007 -licensed to kill, but almost killed offIt is a little-known story until now, but though James Bond triumphed over all kinds of would-be assassins, but according to some newly released documents, it was a bunch of accountants who almost killed him off.


Concerned over dwindling box-office receipts for films in the late 1980s starring Timothy Dalton, the estate of 007's creator, Ian Fleming, was warned of "grave doubts" that another Bond movie would ever be made.

 The extent of these fears over the Bond brand's future are revealed in papers just discovered in the archive of Kenneth Maidment, former vice-president of Columbia Pictures. He acted as the financial consultant for Fleming's estate for almost two decades.

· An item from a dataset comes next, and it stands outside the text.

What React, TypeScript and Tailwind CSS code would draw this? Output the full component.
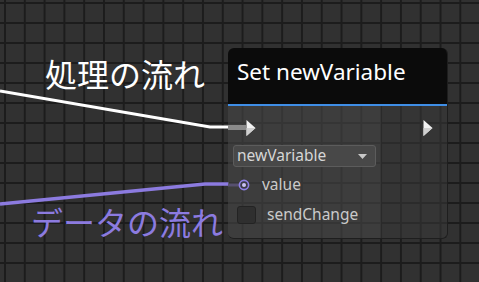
import * as React from 'react';

const ui = { fontFamily: '"Noto Sans", "Open Sans", sans-serif' };
const jp = { fontFamily: '"Noto Sans CJK JP", "Noto Sans", sans-serif' };

function ExecArrow() {
  return (
    <svg width="10" height="18" viewBox="0 0 10 18">
      <polygon points="0.5,1 9.5,9 0.5,17" fill="#f2f2f2" />
      <polygon points="0.5,9 9.5,9 0.5,17" fill="#cfcfcf" />
    </svg>
  );
}

export default function App() {
  return (
    <div className="relative w-[479px] h-[282px] overflow-hidden bg-[#313131] bg-[linear-gradient(to_right,#1c1c1c_2px,transparent_2px),linear-gradient(to_bottom,#1c1c1c_2px,transparent_2px)] bg-[length:19.8px_20px] bg-[position:4px_2px]">
      {/* wires */}
      <svg className="absolute inset-0" width="479" height="282">
        <polyline points="0,91 210,127 229,127" fill="none" stroke="#ffffff" strokeWidth="3" />
        <polyline points="0,204 205,184 229,184" fill="none" stroke="#8c7be0" strokeWidth="3.5" />
      </svg>

      <div className="absolute left-[45px] top-[57px] text-[32px] leading-none text-white" style={jp}>
        処理の流れ
      </div>
      <div className="absolute left-[31px] top-[205px] text-[32px] leading-none text-[#8c7be0]" style={jp}>
        データの流れ
      </div>

      {/* node */}
      <div
        className="absolute left-[228px] top-[48px] w-[220px] h-[191px] flex flex-col rounded-[6px] overflow-hidden border-r border-b border-[#1e1e1e]"
        style={ui}
      >
        <div className="h-[56px] shrink-0 bg-[#0b0b0b] pl-[9px] pt-[13px] text-[22.5px] leading-none text-white">
          Set newVariable
        </div>
        <div className="h-[2px] shrink-0 bg-[#3f8ee6]" />
        <div className="flex flex-1">
          <div className="w-[154px] flex flex-col pt-[11px] bg-[rgba(70,70,70,0.62)] border-r border-[#2a2a2a]">
            <div className="h-[21px] flex items-center">
              <div className="w-[18px] h-[5px] bg-[#8a8a8a]" />
              <ExecArrow />
            </div>
            <div className="px-[5px] mt-[7px]">
              <div className="h-[22px] flex items-center justify-between pl-[3px] pr-[8px] rounded-[3px] bg-[#484848] border border-[#5c5c5c] text-[15.5px] leading-none text-[#d6d6d6]">
                <span>newVariable</span>
                <svg width="9" height="5" viewBox="0 0 9 5">
                  <polygon points="0,0 9,0 4.5,5" fill="#c8c8c8" />
                </svg>
              </div>
            </div>
            <div className="h-[20px] mt-[8px] flex items-center">
              <svg width="22" height="14" viewBox="0 0 22 14">
                <rect x="0" y="5.5" width="11" height="3" fill="#57506f" />
                <circle cx="16" cy="7" r="4.6" fill="#3b3a45" stroke="#8f80e6" strokeWidth="1.6" />
                <circle cx="16" cy="7" r="2" fill="#c9c0f5" />
              </svg>
              <span className="ml-[12px] text-[15.5px] leading-none text-[#cacaca]">value</span>
            </div>
            <div className="h-[20px] mt-[10px] pl-[9px] flex items-center">
              <div className="w-[19px] h-[18px] rounded-[3px] bg-[#2f2f2f] border border-[#232323]" />
              <span className="ml-[11px] text-[15.5px] leading-none text-[#cacaca]">sendChange</span>
            </div>
          </div>
          <div className="flex-1 pt-[11px] bg-[rgba(58,58,58,0.5)]">
            <div className="h-[21px] flex items-center pl-[41px]">
              <ExecArrow />
            </div>
          </div>
        </div>
      </div>
    </div>
  );
}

During his time with Columbia, Maidment presided over many hit films including A Man For All Seasons and Lawrence of Arabia. In correspondence he said that neither of the Dalton films was likely to make a profit - a state of affairs he suggested might prove fatal for the franchise.

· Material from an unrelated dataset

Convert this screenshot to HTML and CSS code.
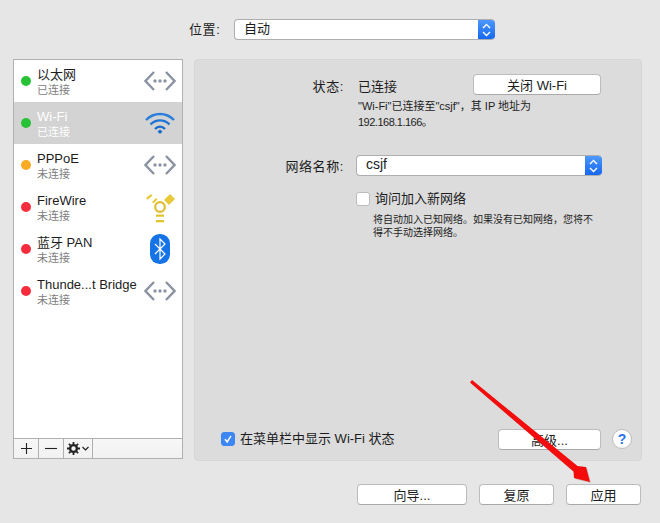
FILE: index.html
```html
<!DOCTYPE html>
<html lang="zh-CN">
<head>
    <meta charset="UTF-8">
    <meta name="viewport" content="width=device-width, initial-scale=1.0">
    <title>网络</title>
    <link rel="stylesheet" href="styles.css">
</head>
<body>
    <svg width="0" height="0" class="defs">
        <symbol id="ethernet" viewBox="0 0 32 20">
            <path d="M10 1 1.500 10l8.500 9" fill="none" stroke="#8b93a3" stroke-width="2.400"/>
            <path d="M22 1l8.500 9-8.500 9" fill="none" stroke="#8b93a3" stroke-width="2.400"/>
            <circle cx="11" cy="10" r="1.700" fill="#8b93a3"/>
            <circle cx="16" cy="10" r="1.700" fill="#8b93a3"/>
            <circle cx="21" cy="10" r="1.700" fill="#8b93a3"/>
        </symbol>
    </svg>

    <div class="window">
        <div class="location">
            <span class="location-label">位置:</span>
            <div class="select location-select">
                <span class="select-text">自动</span>
                <span class="stepper"><svg width="9" height="14" viewBox="0 0 9 14"><path d="M1 5l3.500-3.500L8 5M1 9l3.500 3.500L8 9" fill="none" stroke="#fff" stroke-width="1.400"/></svg></span>
            </div>
        </div>

        <div class="main">
            <div class="sidebar">
                <ul class="services">
                    <li class="service">
                        <span class="dot green"></span>
                        <div class="service-text"><div class="service-name">以太网</div><div class="service-status">已连接</div></div>
                        <svg class="service-icon" width="32" height="20"><use href="#ethernet"/></svg>
                    </li>
                    <li class="service selected">
                        <span class="dot green"></span>
                        <div class="service-text"><div class="service-name">Wi-Fi</div><div class="service-status">已连接</div></div>
                        <svg class="service-icon" width="32" height="24" viewBox="0 0 32 24">
                            <path d="M2 9C10 1 22 1 30 9" fill="none" stroke="#2b7fdc" stroke-width="2.400"/>
                            <path d="M6.500 13.500C12 8 20 8 25.500 13.500" fill="none" stroke="#1f74d6" stroke-width="2.400"/>
                            <path d="M11 18c3-3 7-3 10 0" fill="none" stroke="#1a6bd0" stroke-width="2.400"/>
                            <path d="M13.500 20.500 16 18.500l2.500 2L16 23z" fill="#1a6bd0"/>
                        </svg>
                    </li>
                    <li class="service">
                        <span class="dot orange"></span>
                        <div class="service-text"><div class="service-name">PPPoE</div><div class="service-status">未连接</div></div>
                        <svg class="service-icon" width="32" height="20"><use href="#ethernet"/></svg>
                    </li>
                    <li class="service">
                        <span class="dot red"></span>
                        <div class="service-text"><div class="service-name">FireWire</div><div class="service-status">未连接</div></div>
                        <svg class="service-icon firewire" width="32" height="32" viewBox="0 0 32 32">
                            <path d="M2 6l5-4 1.500 1.800-5 4zM8 10l4-4 1.500 1.500-4 4z" fill="#e8c93a"/>
                            <path d="M20 8l6-6 5 5-6 6z" fill="#e8c93a"/>
                            <circle cx="16" cy="15" r="4.800" fill="none" stroke="#dfbd2e" stroke-width="2.200"/>
                            <path d="M12 22.500h8v2.200h-8zM12 28h8v2.200h-8z" fill="#e3c232"/>
                        </svg>
                    </li>
                    <li class="service">
                        <span class="dot red"></span>
                        <div class="service-text"><div class="service-name">蓝牙 PAN</div><div class="service-status">未连接</div></div>
                        <svg class="service-icon bluetooth" width="20" height="30" viewBox="0 0 20 30">
                            <rect width="20" height="30" rx="9.500" fill="#1673e6"/>
                            <path d="M5 10l10 10-5 5V5l5 5L5 20" fill="none" stroke="#fff" stroke-width="1.200"/>
                        </svg>
                    </li>
                    <li class="service">
                        <span class="dot red"></span>
                        <div class="service-text"><div class="service-name">Thunde...t Bridge</div><div class="service-status">未连接</div></div>
                        <svg class="service-icon" width="32" height="20"><use href="#ethernet"/></svg>
                    </li>
                </ul>
                <div class="toolbar">
                    <span class="tool tool-add"><svg width="13" height="13" viewBox="0 0 13 13"><path d="M6.500 1v11M1 6.500h11" stroke="#222" stroke-width="1.100"/></svg></span>
                    <span class="tool tool-remove"><svg width="12" height="13" viewBox="0 0 12 13"><path d="M0 6.500h12" stroke="#222" stroke-width="1.100"/></svg></span>
                    <span class="tool tool-gear">
                        <svg width="13" height="13" viewBox="0 0 13 13">
                            <circle cx="6.500" cy="6.500" r="3.400" fill="none" stroke="#222" stroke-width="2.400"/>
                            <path d="M6.500 0v13M0 6.500h13M1.900 1.900l9.200 9.200M11.100 1.900l-9.200 9.200" stroke="#222" stroke-width="1.800" stroke-dasharray="2.200 8.600"/>
                        </svg>
                        <svg width="7" height="5" viewBox="0 0 7 5"><path d="M.5 1 3.500 4l3-3" fill="none" stroke="#222" stroke-width="1.200"/></svg>
                    </span>
                </div>
            </div>

            <div class="panel">
                <div class="row status-row">
                    <span class="row-label">状态:</span>
                    <span class="status-value">已连接</span>
                    <button class="btn wifi-off">关闭 Wi-Fi</button>
                </div>
                <p class="status-desc">"Wi-Fi"已连接至"csjf"，其 IP 地址为<br><span class="ip">192.168.1.166</span>。</p>

                <div class="row network-row">
                    <span class="row-label">网络名称:</span>
                    <div class="select network-select">
                        <span class="select-text">csjf</span>
                        <span class="stepper"><svg width="9" height="14" viewBox="0 0 9 14"><path d="M1 5l3.500-3.500L8 5M1 9l3.500 3.500L8 9" fill="none" stroke="#fff" stroke-width="1.400"/></svg></span>
                    </div>
                </div>
                <label class="ask-row"><span class="check"></span><span class="check-text">询问加入新网络</span></label>
                <p class="ask-desc">将自动加入已知网络。如果没有已知网络，您将不<br>得不手动选择网络。</p>

                <div class="panel-bottom">
                    <label class="menu-check"><span class="check checked"><svg width="10" height="10" viewBox="0 0 10 10"><path d="M2 5.200 4.200 8 8 1.800" fill="none" stroke="#fff" stroke-width="1.500"/></svg></span><span class="check-text">在菜单栏中显示 Wi-Fi 状态</span></label>
                    <button class="btn advanced">高级...</button>
                    <span class="help">?</span>
                </div>
            </div>
        </div>

        <div class="actions">
            <button class="btn wizard">向导...</button>
            <button class="btn revert">复原</button>
            <button class="btn apply">应用</button>
        </div>
    </div>

    <!-- red arrow pasted on top of the screenshot -->
    <svg class="arrow" width="660" height="523" viewBox="0 0 660 523">
        <path d="M472 380 577.500 466 586 467 590 482 574 478 573.500 471.500 470 382.500z" fill="#8a6a60" opacity=".35" transform="translate(1 1)"/>
        <path d="M472 380 577.500 466 586 467 590 482 574 478 573.500 471.500 470 382.500z" fill="#f40c0c"/>
    </svg>
</body>
</html>
```

FILE: styles.css
```css
* {
    box-sizing: border-box;
}

body {
    margin: 0;
    background-color: #e6e6e6;
    font-family: "Liberation Sans", "Noto Sans CJK SC", sans-serif;
    font-size: 13px;
    color: #1c1c1c;
}

.defs {
    display: block;
    height: 0;
}

.window {
    position: relative;
    width: 660px;
    height: 523px;
    padding: 19px 18px 0 13px;
}

.location {
    display: flex;
    align-items: center;
    height: 21px;
    padding-left: 176px;
}

.location-label {
    width: 44px;
    margin-right: 1px;
    padding-bottom: 2px;
    letter-spacing: 0.6px;
    white-space: nowrap;
}

.select {
    display: flex;
    justify-content: space-between;
    height: 21px;
    background-color: white;
    border: 1px solid #aeaeae;
    border-right: none;
    border-radius: 4px;
    overflow: hidden;
}

.location-select {
    width: 261px;
}

.network-select {
    width: 246px;
}

.select-text {
    padding-left: 9px;
    line-height: 17px;
}

.network-select .select-text {
    font-size: 14px;
}

.stepper {
    display: flex;
    align-items: center;
    justify-content: center;
    width: 17px;
    margin-top: -1px;
    margin-bottom: -1px;
    background: linear-gradient(#4f9afb, #1465f2);
}

.main {
    display: flex;
    gap: 11px;
    margin-top: 19px;
}

.sidebar {
    display: flex;
    flex-direction: column;
    width: 170px;
    height: 400px;
    background-color: white;
    border: 1px solid #b0b0b0;
}

.services {
    flex: 1;
    margin: 0;
    padding: 0;
    list-style: none;
}

.service {
    display: flex;
    align-items: center;
    height: 42px;
    padding-left: 7px;
}

.service.selected {
    background-color: #d3d3d3;
    color: white;
}

.dot {
    flex: none;
    width: 10px;
    height: 10px;
    margin-right: 6px;
    border-radius: 50%;
}

.green {
    background-color: #27c235;
}

.orange {
    background-color: #fbab24;
}

.red {
    background-color: #f72c3c;
}

.service-text {
    flex: 1;
    min-width: 0;
    white-space: nowrap;
}

.service-name {
    height: 17px;
    line-height: 17px;
    font-size: 13px;
}

.service-status {
    height: 14px;
    line-height: 14px;
    font-size: 11px;
    color: #7d7d7d;
}

.selected .service-status {
    color: white;
}

.service-icon {
    flex: none;
    margin-right: 6px;
}

.service-icon.firewire {
    margin-top: 2px;
}

.service-icon.bluetooth {
    margin-right: 12px;
}

.toolbar {
    display: flex;
    height: 20px;
    background: linear-gradient(#f7f7f7, #f1f1f1);
    border-top: 1px solid #b0b0b0;
}

.tool {
    display: flex;
    align-items: center;
    justify-content: center;
    gap: 2px;
    height: 100%;
    border-right: 1px solid #b0b0b0;
}

.tool-add,
.tool-remove {
    width: 25px;
}

.tool-gear {
    width: 29px;
}

.panel {
    position: relative;
    width: 448px;
    height: 402px;
    padding-top: 14px;
    background-color: #dcdcdc;
    border: 1px solid #d6d6d6;
    border-radius: 4px;
}

.row {
    display: flex;
    align-items: center;
    height: 21px;
}

.row-label {
    width: 149px;
    letter-spacing: 0.6px;
    text-align: right;
    white-space: nowrap;
}

.status-value {
    width: 115px;
    margin-left: 14px;
    padding-top: 1px;
}

.btn {
    height: 21px;
    padding: 0 0 2px;
    background-color: white;
    border: 1px solid #bcbcbc;
    border-bottom-color: #a9a9a9;
    border-radius: 4px;
    font-family: inherit;
    font-size: 13px;
    color: #1c1c1c;
}

.wifi-off {
    width: 128px;
}

.status-row .row-label {
    padding-top: 1px;
}

.status-desc {
    height: 32px;
    margin: 3px 0 0 163px;
    font-size: 11px;
    line-height: 16px;
}

.ip {
    letter-spacing: -0.5px;
}

.network-row {
    margin-top: 25px;
}

.network-row .select {
    margin-left: 12px;
}

.ask-row {
    display: flex;
    align-items: center;
    gap: 5px;
    height: 16px;
    margin: 15px 0 0 161px;
}

.check-text {
    margin-bottom: 3px;
}

.check {
    display: flex;
    flex: none;
    align-items: center;
    justify-content: center;
    width: 14px;
    height: 14px;
    background-color: white;
    border: 1px solid #bcbcbc;
    border-radius: 3px;
}

.check.checked {
    background-color: #3d86f6;
    border-color: #3d86f6;
}

.ask-desc {
    margin: 6px 0 0 178px;
    font-size: 10px;
    line-height: 13px;
}

.panel-bottom {
    position: absolute;
    right: 9px;
    bottom: 10px;
    left: 26px;
    display: flex;
    align-items: center;
}

.menu-check {
    display: flex;
    flex: 1;
    align-items: center;
    gap: 5px;
}

.advanced {
    width: 103px;
}

.help {
    width: 20px;
    height: 20px;
    margin-left: 11px;
    background-color: white;
    border: 1px solid #bcbcbc;
    border-radius: 50%;
    font-size: 14px;
    font-weight: bold;
    line-height: 18px;
    text-align: center;
    color: #2a75ee;
}

.actions {
    display: flex;
    gap: 12px;
    margin-top: 23px;
    padding-left: 344px;
}

.wizard {
    width: 110px;
}

.revert,
.apply {
    width: 75px;
}

.arrow {
    position: absolute;
    top: 0;
    left: 0;
    pointer-events: none;
}
```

Writing to the Fleming estate's solicitors, Maidment said that the way Dalton was portraying Bond was alienating fans.

Three years before Pierce Brosnan replaced Dalton as 007, Maidment wrote in 1992: "Despite the exercise of a further option before April 2, 1992, the prospect of a further Bond film seems highly uncertain. I pointed out in my 1984 valuation that there was a big question mark over the future of James Bond films. The last two pictures have starred Timothy Dalton but sadly the results have, unfortunately, not had the same box-office success.


"It seems that, as I conjectured, the laws of diminishing returns have come to roost with the result that, in spite of keeping down the production costs, no profits have been received from the last three films. It would, therefore, be unrealistic, despite the exercise of the last option, to anticipate any value to the Trust on the expectation of further Bond films."

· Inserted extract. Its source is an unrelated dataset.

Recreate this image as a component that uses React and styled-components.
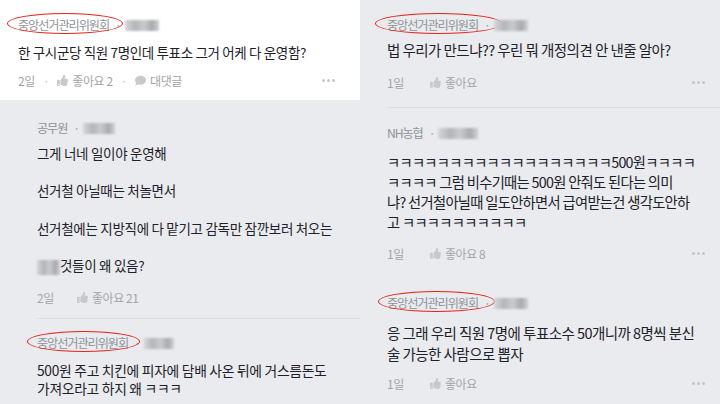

Three years before that, Maidment had specifically highlighted Dalton's characterisation as affecting the appeal of the films. 

He wrote: "My confidential advice is that Licence to Kill has not performed as well 'relatively speaking' as the previous Bond pictures but this has been attributed to the characterisation of Timothy Dalton more than anything else."


In letter that was undated but which appears to have been written in 1989, he wrote: "While Connery and Moore were playing the leading role, the successes were unique, but relative incomes have fallen when Timothy Dalton took over and the producers have indicated that they do not expect profits from the last three pictures.

"This, of course, leads me to the main query of your letter - the possibility of future pictures. It had been the practice to make a Bond picture every other year, but without a star big enough to take the leading role and no indication of what the cost would be, I still have grave doubts that one will be produced."

Since Maidment's warning, four Bond films, all starring Brosnan, have been released. Casino Royale, the new adventure starring Daniel Craig, is due in cinemas this year. However, the letters will be seized upon by those Bond fans who say Craig is too similar to Dalton.


There have been 20 Bond pictures, which have reaped more than £2 billion at the box office, making Bond the second most successful franchise ever, after Star Wars.

But the Maidment papers reveal that 1985's A View To A Kill -  Roger Moore's last outing as Bond -  took 12 years to recoup its production costs. The film has generated £81 million in box-office receipts, so far.

Licence to Kill, which starred Dalton in June 1989, had failed to recoup initial investment seven years later.


In 1989, Maidment was asked by an estate' lawyer asking what he thought of casting a "Mr Pierce Brosnan". Mr Maidment replied  that  he thought the move would enhance the value of the franchise. In fact Brosnan would not make his debut as Bond for another six years, but after doing so, he did manage to reverse the years of decline.

Die Another Day, Brosnan's last outing as Bond, took £230 million at the box office making it the most successful 007 film. Mr Maidment, was award-ed a CBE for services to cinema and was a president of the Film Production Association of Great Britain. He died in February.